Ring-fencing funds for the specific purpose of mitigation would assist with funding a technology adoption pathway, much like the Climate Emissions Reduction Fund, they said.
“While we are not calling for subsidies for low-emissions production, we would like to see consideration of an incentives approach for uptake that would lessen the risk borne by farmers in emissions management.”
Federated Farmers said the plan also misaligns with the government’s goal of doubling export earnings by 2050.
In order to double export revenue, it is likely that significant increases in agricultural production will be required. While this could be achieved by new government policies such as new technology and increasing water storage, each of these could also lead to increases in stock numbers and greenhouse gas emissions, it said.
However, none of this is considered in the base assumptions used in the draft plan.
Instead, it assumes agricultural emissions reduce 10% by 2030 because of projected downward trends in animal numbers, which Federated Farmers called “highly concerning”.
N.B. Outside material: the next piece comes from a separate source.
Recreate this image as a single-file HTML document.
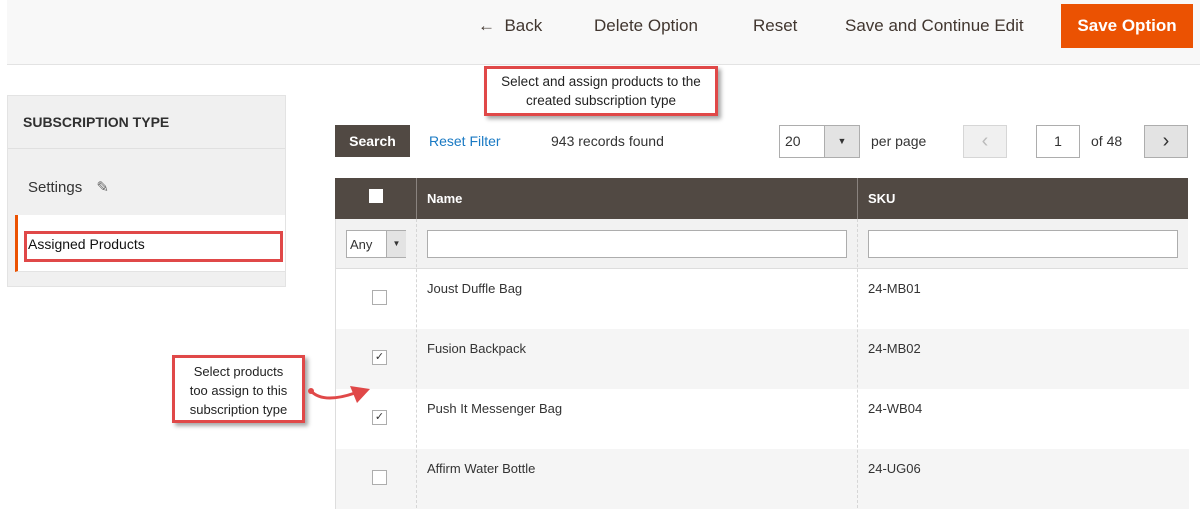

BLNZ and the MIA also said pricing agricultural emissions by 2030 was not an effective or efficient solution.
They said the sector has already reduced its methane emissions by more than 6.5% on 2017 levels as a result of the reduction in stock numbers driven by the conversion of sheep and beef farms into forestry in the past couple of years.
“If there were a further conversion of 120,000 hectares of sheep and beef farms into forestry between now and 2030, the sector would reduce its methane emissions by more than 10% on 2017 levels by 2030.”